Learning new skills at a faster level and training with friends and community members has taught Cam the adaptability that is necessary for competing on a world class stage. “Fitness is built really slowly, but it’s also exponential - where the fitter you get, the more you’re able to push yourself - and the more you’re able to push yourself, the fitter you get, and that cycle sort of repeats itself. If there’s anything that makes my track record remarkable, then it’s just that ability to improve a little bit week in and week out, month in and month out, and suddenly doing well... I joke the faster you go the less endurance you need, but there’s some truth to it [because the faster you go, the less time it takes].”

“Training helps you enjoy backcountry skiing more, and then backcountry skiing gives you the skills to enjoy racing more.” Cam goes deeper into the introspection and determination involved in preparing mentally ahead of time for “make or break” situations that occur during a race. At critical junctures during races, the plan and acquired tools and experience become vital in persevering. “You really have to think about your “Why” in training beforehand, so that when the difficult moments come around in the race you are not searching for those motivations.” It is evident that serious mental and physical planning and a longer-term approach set the stage for competition days. World class athletes, even in emerging adventure sports, are way beyond “winging it” and natural talent only plays a partial role in success. Discipline, consistency and a tactile approach to planning and executing are crucial elements to success. When the going gets tough, they draw on their inspirations.

“If you back down or quit or drop out, then your role model is going to be so disappointed, so how could you ever even consider it? It’s the same thing with my family and community members here. I feel such an overwhelming amount of support from people that I don’t even know personally that I just see on the street that say ‘Congratulations!’ or ‘Good luck’ at the next event!”, to co-workers and friends that are always excited and asking about things, to family that’s closer. There’s just so many people that are genuinely excited and proud of me and want to support me that I just want to do my best competing. Of course, when things are difficult or painful it’s easy to back off a little bit, but I know I want to get everything I can out of myself so I can make the community proud.”

Bigger mountains to climb

At 26 years old, Cam sees a big window of competitiveness ahead of him. “I have been obsessed with the Olympics since I was little and always watch as much of it as I can get. I’m so excited every time one comes around, so the prospect of being able to experience one myself is a life goal.” With a clear-headed approach, he says to get there he can’t just focus on a single point in the distant future, so he needs to break it down into short term goals. His robust winter training and competition schedule includes goals of repeating his World Cup results and maybe even winning one or two events. He also plans to add some hard running races to his summer calendar, because it’s the competition that excites him. Cam feels his dreams are attainable with inspiration from local Olympic athletes like Emma Coburn and Aaron Blunck taking that same jump and he says, “It’s great to see that path exists here locally.”

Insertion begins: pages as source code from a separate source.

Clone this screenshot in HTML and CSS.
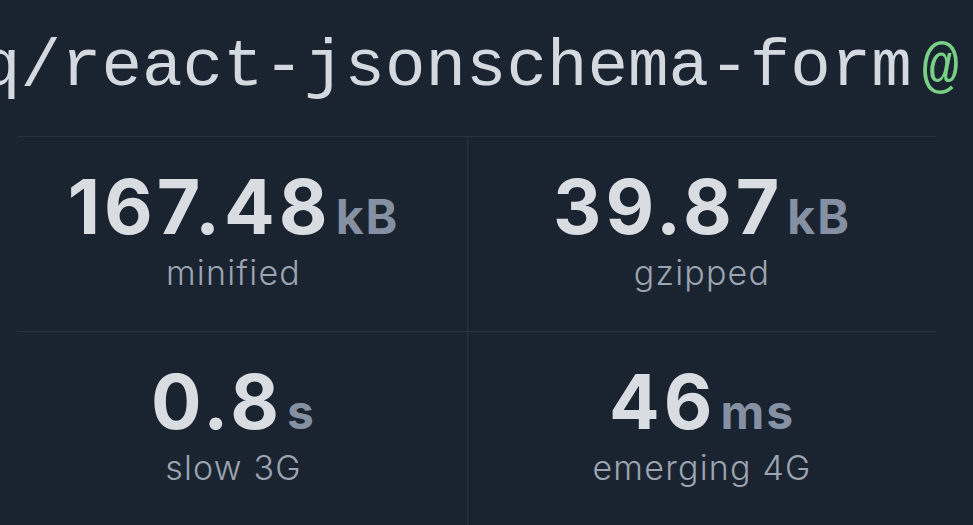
FILE: index.html
```html
<!DOCTYPE html>
<html lang="en">
<head>
    <meta charset="UTF-8">
    <meta name="viewport" content="width=device-width, initial-scale=1.0">
    <title>react-jsonschema-form - bundle size</title>
    <link rel="stylesheet" href="styles.css">
</head>
<body>

    <!-- Package name -->
    <header class="package-header">
        <h1 class="package-name">q/react-jsonschema-form<span class="at">@</span></h1>
    </header>

    <!-- Size and timing stats -->
    <section class="stats">
        <div class="stat stat-left">
            <div class="stat-value">167.48<span class="unit">kB</span></div>
            <div class="stat-label">minified</div>
        </div>
        <div class="stat">
            <div class="stat-value">39.87<span class="unit">kB</span></div>
            <div class="stat-label">gzipped</div>
        </div>
        <div class="stat stat-left">
            <div class="stat-value">0.8<span class="unit">s</span></div>
            <div class="stat-label">slow 3G</div>
        </div>
        <div class="stat">
            <div class="stat-value">46<span class="unit">ms</span></div>
            <div class="stat-label">emerging 4G</div>
        </div>
    </section>

</body>
</html>
```

FILE: styles.css
```css
* {
    margin: 0;
    padding: 0;
    box-sizing: border-box;
}

body {
    background-color: #1a2330;
    font-family: 'Inter', 'Liberation Sans', sans-serif;
    overflow: hidden;
}

.package-header {
    padding-top: 27px;
}

.package-name {
    margin-left: -20px;
    font-family: 'Liberation Mono', monospace;
    font-size: 67.5px;
    font-weight: normal;
    line-height: 81px;
    color: #d4d9e0;
    white-space: nowrap;
}

.package-name .at {
    margin-left: 10px;
    font-size: 62px;
    color: #78cf85;
}

.stats {
    display: grid;
    grid-template-columns: 450px 468px;
    margin-top: 27px;
    margin-left: 18px;
    width: 918px;
}

.stat {
    border-top: 1px solid #2b3542;
    padding: 32px 0 38px;
    text-align: center;
}

.stat-left {
    padding-right: 18px;
    border-right: 1px solid #2b3542;
}

.stat-value {
    font-size: 75px;
    font-weight: 700;
    line-height: 75px;
    color: #d9dce1;
    letter-spacing: 4px;
}

.stat-value .unit {
    margin-left: 4px;
    font-size: 48px;
    line-height: 48px;
    color: #8591a2;
    letter-spacing: 2px;
}

.stat-label {
    margin-top: 9px;
    font-size: 34px;
    font-weight: 300;
    line-height: 40px;
    color: #9ba4b0;
    letter-spacing: 1.2px;
}
```
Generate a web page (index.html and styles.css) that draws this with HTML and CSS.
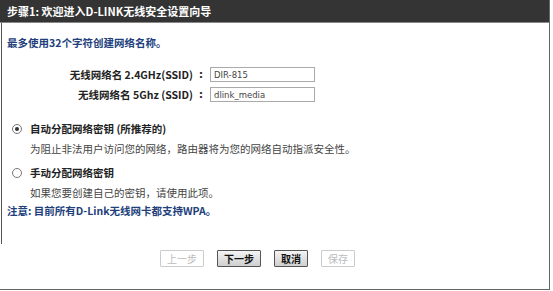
FILE: index.html
```html
<!DOCTYPE html>
<html lang="zh-CN">
<head>
<meta charset="UTF-8">
<title>无线安全设置向导</title>
<link rel="stylesheet" href="styles.css">
</head>
<body>

<div class="w_panel">
    <div class="w_header">步骤1: 欢迎进入D-LINK无线安全设置向导</div>

    <div class="w_body">
        <p class="w_note">最多使用32个字符创建网络名称。</p>

        <div class="w_fields">
            <div class="w_row">
                <span class="w_label">无线网络名 2.4GHz(SSID)</span>
                <span class="w_colon">:</span>
                <input type="text" class="w_input" value="DIR-815">
            </div>
            <div class="w_row">
                <span class="w_label">无线网络名 5Ghz (SSID)</span>
                <span class="w_colon">:</span>
                <input type="text" class="w_input" value="dlink_media">
            </div>
        </div>

        <div class="w_option">
            <label class="w_opt-title"><input type="radio" name="keyMode" class="w_radio" checked>自动分配网络密钥 (所推荐的)</label>
            <div class="w_opt-desc">为阻止非法用户访问您的网络，路由器将为您的网络自动指派安全性。</div>
        </div>

        <div class="w_option">
            <label class="w_opt-title"><input type="radio" name="keyMode" class="w_radio">手动分配网络密钥</label>
            <div class="w_opt-desc">如果您要创建自己的密钥，请使用此项。</div>
        </div>

        <p class="w_note w_note-last">注意: 目前所有D-Link无线网卡都支持WPA。</p>
    </div>

    <div class="w_footer">
        <button class="w_btn" disabled>上一步</button>
        <button class="w_btn w_btn-on">下一步</button>
        <button class="w_btn w_btn-on">取消</button>
        <button class="w_btn" disabled>保存</button>
    </div>
</div>

</body>
</html>
```

FILE: styles.css
```css
body {
    margin: 0;
    padding: 0;
    background: #fff;
    font-family: Tahoma, "DejaVu Sans", "Noto Sans CJK SC", sans-serif;
    color: #333;
}

.w_panel {
    width: 549px;
    height: 289px;
    border-right: 1px solid #666;
    border-bottom: 1px solid #666;
    display: flex;
    flex-direction: column;
}

.w_header {
    height: 22px;
    line-height: 23px;
    background-color: #333433;
    color: #fff;
    font-family: "Noto Sans CJK SC", sans-serif;
    font-size: 11px;
    font-weight: bold;
    padding-left: 7px;
    border-bottom: 1px solid #888;
}

.w_body {
    margin-left: 1px;
    border-left: 1px solid #555;
    height: 221px;
    padding-left: 5px;
}

.w_note {
    margin: 0;
    padding-top: 12px;
    color: #223f7c;
    font-family: "Noto Sans CJK SC", sans-serif;
    font-size: 10.5px;
    font-weight: bold;
}

.w_note-last {
    padding-top: 3px;
}

.w_fields {
    display: flex;
    flex-direction: column;
    gap: 5px;
    margin-top: 17px;
}

.w_row {
    display: flex;
    align-items: center;
    height: 15px;
}

.w_label {
    width: 186px;
    text-align: right;
    font-family: "Noto Sans CJK SC", sans-serif;
    font-size: 10.5px;
    font-weight: bold;
    color: #222;
}

.w_colon {
    width: 16px;
    text-align: center;
    font-weight: bold;
    font-size: 11px;
}

.w_input {
    width: 105px;
    height: 15px;
    box-sizing: border-box;
    margin: 0 0 0 1px;
    padding: 0 3px;
    border: 1px solid #aaa;
    font-family: "DejaVu Sans", sans-serif;
    font-size: 8.5px;
    color: #444;
}

.w_option {
    margin-top: 19px;
    padding-left: 5px;
}

.w_option + .w_option {
    margin-top: 9px;
}

.w_opt-title {
    display: flex;
    align-items: center;
    font-family: "Noto Sans CJK SC", sans-serif;
    font-size: 10.5px;
    font-weight: bold;
    color: #222;
}

.w_radio {
    appearance: none;
    width: 10px;
    height: 10px;
    margin: 0 8px 0 0;
    border: 1px solid #777;
    border-radius: 50%;
    background: #fff;
    box-sizing: border-box;
    display: flex;
    align-items: center;
    justify-content: center;
}

.w_radio:checked::after {
    content: "";
    width: 4px;
    height: 4px;
    border-radius: 50%;
    background: #333;
}

.w_opt-desc {
    padding-left: 18px;
    margin-top: 5px;
    font-family: "Noto Sans CJK SC", sans-serif;
    font-size: 10.5px;
    color: #444;
}

.w_footer {
    flex: 1;
    display: flex;
    justify-content: center;
    align-items: flex-start;
    gap: 13px;
    padding-top: 6px;
    padding-right: 34px;
}

.w_btn {
    height: 17px;
    padding: 0 6px;
    font-family: "Noto Sans CJK SC", sans-serif;
    font-size: 10px;
    background: #fff;
    color: #bbb;
    border: 1px solid #ccc;
    border-radius: 1px;
}

.w_btn-on {
    color: #111;
    font-weight: bold;
    background: linear-gradient(#f4f4f4, #cfcfcf);
    border: 1px solid #555;
}
```
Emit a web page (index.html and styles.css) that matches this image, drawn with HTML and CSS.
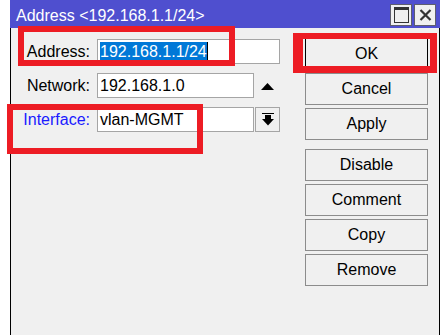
FILE: index.html
```html
<!DOCTYPE html>
<html>
<head>
    <title>Address &lt;192.168.1.1/24&gt;</title>
    <link rel="stylesheet" href="styles.css">
</head>
<body>
<div class="window">
    <div class="titlebar">
        <span class="title">Address &lt;192.168.1.1/24&gt;</span>
        <div class="title-btns">
            <span class="tbtn">
                <svg width="15" height="16" viewBox="0 0 15 16"><rect x="0.5" y="0.5" width="14" height="15" fill="none" stroke="#333" stroke-width="1"/><rect x="0" y="0" width="15" height="3" fill="#333"/></svg>
            </span>
            <span class="tbtn">
                <svg width="13" height="12" viewBox="0 0 13 12"><path d="M1.5 1L11.5 11M11.5 1L1.5 11" stroke="#333" stroke-width="2.2" fill="none"/></svg>
            </span>
        </div>
    </div>
    <div class="window-body">
        <div class="fields">
            <div class="row">
                <span class="lbl">Address:</span>
                <div class="field field-long"><span class="sel">192.168.1.1/24</span><span class="caret"></span></div>
            </div>
            <div class="row">
                <span class="lbl">Network:</span>
                <div class="field field-short">192.168.1.0</div>
                <span class="side side-plain">
                    <svg width="13" height="7" viewBox="0 0 13 7"><polygon points="0,7 13,7 6.5,0" fill="#000"/></svg>
                </span>
            </div>
            <div class="row">
                <span class="lbl lbl-link">Interface:</span>
                <div class="field field-short">vlan-MGMT</div>
                <span class="side side-drop">
                    <svg width="12" height="13" viewBox="0 0 12 13"><rect x="0" y="0" width="12" height="1" fill="#000"/><rect x="3" y="2" width="6" height="4" fill="#000"/><polygon points="0,6 12,6 6,12.5" fill="#000"/></svg>
                </span>
            </div>
        </div>
        <div class="actions">
            <span class="btn btn-default">OK</span>
            <span class="btn">Cancel</span>
            <span class="btn btn-last">Apply</span>
            <span class="btn">Disable</span>
            <span class="btn">Comment</span>
            <span class="btn">Copy</span>
            <span class="btn">Remove</span>
        </div>
    </div>
</div>
<div class="mark mark-address"></div>
<div class="mark mark-ok"></div>
<div class="mark mark-interface"></div>
</body>
</html>
```

FILE: styles.css
```css
body{
    margin: 0;
    background: #fff;
    font-family: "Liberation Sans", Arial, sans-serif;
    font-size: 16px;
    color: #000;
}
.window{
    margin-left: 10px;
    width: 430px;
    height: 335px;
}
.titlebar{
    height: 28px;
    background: #4f4fcf;
    display: flex;
    color: #fff;
}
.titlebar .title{
    padding: 4px 0 0 6px;
    line-height: 24px;
}
.title-btns{
    margin-left: auto;
    margin-right: 4px;
    margin-top: 4px;
    display: flex;
    gap: 2px;
}
.tbtn{
    width: 22px;
    height: 22px;
    box-sizing: border-box;
    border: 1px solid #5e5e6e;
    background: #f0f0f0;
    display: flex;
    align-items: center;
    justify-content: center;
}
.window-body{
    height: 307px;
    box-sizing: border-box;
    border-left: 1px solid #000;
    border-right: 1px solid #000;
    background: #f0f0f0;
    display: flex;
}
.fields{
    flex: 1;
    padding-top: 11px;
}
.row{
    display: flex;
    align-items: center;
    height: 25px;
    margin-bottom: 9px;
}
.lbl{
    width: 79px;
    margin-right: 7px;
    text-align: right;
}
.lbl-link{
    color: #1a1aff;
}
.field{
    height: 25px;
    box-sizing: border-box;
    border: 1px solid #a5a5a5;
    background: #fff;
    padding: 0 2px;
    line-height: 23px;
    display: flex;
    align-items: center;
    white-space: nowrap;
}
.field-long{
    width: 183px;
}
.field-short{
    width: 157px;
}
.sel{
    background: #0078d7;
    color: #fff;
    line-height: 20px;
}
.caret{
    width: 1px;
    height: 20px;
    background: #000;
}
.side{
    width: 25px;
    height: 25px;
    box-sizing: border-box;
    margin-left: 1px;
    display: flex;
    align-items: center;
    justify-content: center;
}
.side-drop{
    border: 1px solid #a5a5a5;
    background: #f0f0f0;
}
.side-plain svg{
    margin-top: 1px;
}
.actions{
    width: 123px;
    margin-right: 11px;
    padding-top: 10px;
    display: flex;
    flex-direction: column;
}
.btn{
    height: 32px;
    box-sizing: border-box;
    border: 1px solid #8c8c8c;
    background: #f0f0f0;
    line-height: 30px;
    text-align: center;
    margin-bottom: 3px;
}
.btn-default{
    border-color: #000;
}
.btn-last{
    margin-bottom: 9px;
}
.mark{
    position: absolute;
    box-sizing: border-box;
    border: 6px solid #ed1c24;
}
.mark-address{
    left: 18px;
    top: 26px;
    width: 217px;
    height: 40px;
}
.mark-ok{
    left: 293px;
    top: 33px;
    width: 144px;
    height: 40px;
    border-width: 6px 7px 7px 10px;
}
.mark-interface{
    left: 7px;
    top: 104px;
    width: 196px;
    height: 50px;
}
```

There are between zero and two national spots per gender for Olympic qualifications based on how many points each nation earns, so Cam’s focus will be on World Cup events for the next three years. First, Cam must qualify the United States as a nation by racing in the World Cups and earning points on behalf of the country between now and then. Qualifications for the US team will likely relate to World Cup results the prior year. Western is also the leading collegiate team in the country, so Cam’s work coaching younger athletes and volunteering his time with USA Skimo to help build the national team actually develops his own competition for future US Olympic team spots. “I wouldn’t want to go to the Olympics due to a lack of competition… I’d love to see the US be a world-beater down the road - we’ll see!”

Going forward, Cam says he is serious about spending Winters in Europe, particularly the French Alps for their great culture and central location. International athletes can also apply for a special talent visa making it easier to train and compete for extended periods of time. For now, he’s ready for another busy summer of training, working, participating in the community, and competing. “I’m in an extraordinary place, with extraordinary people around me, with an extraordinary opportunity. I think that’s the reason things have gone so well. People care for each other so much in a small town like this. It’s amazing the amount of love and support I feel from people in person and the messages I get when I’m away. We’re in some of the best mountains in the world. I’ve been able to ski and experience lots of different places and I still look forward to coming back to this exact corner of the Elks, because this is where I want to be.”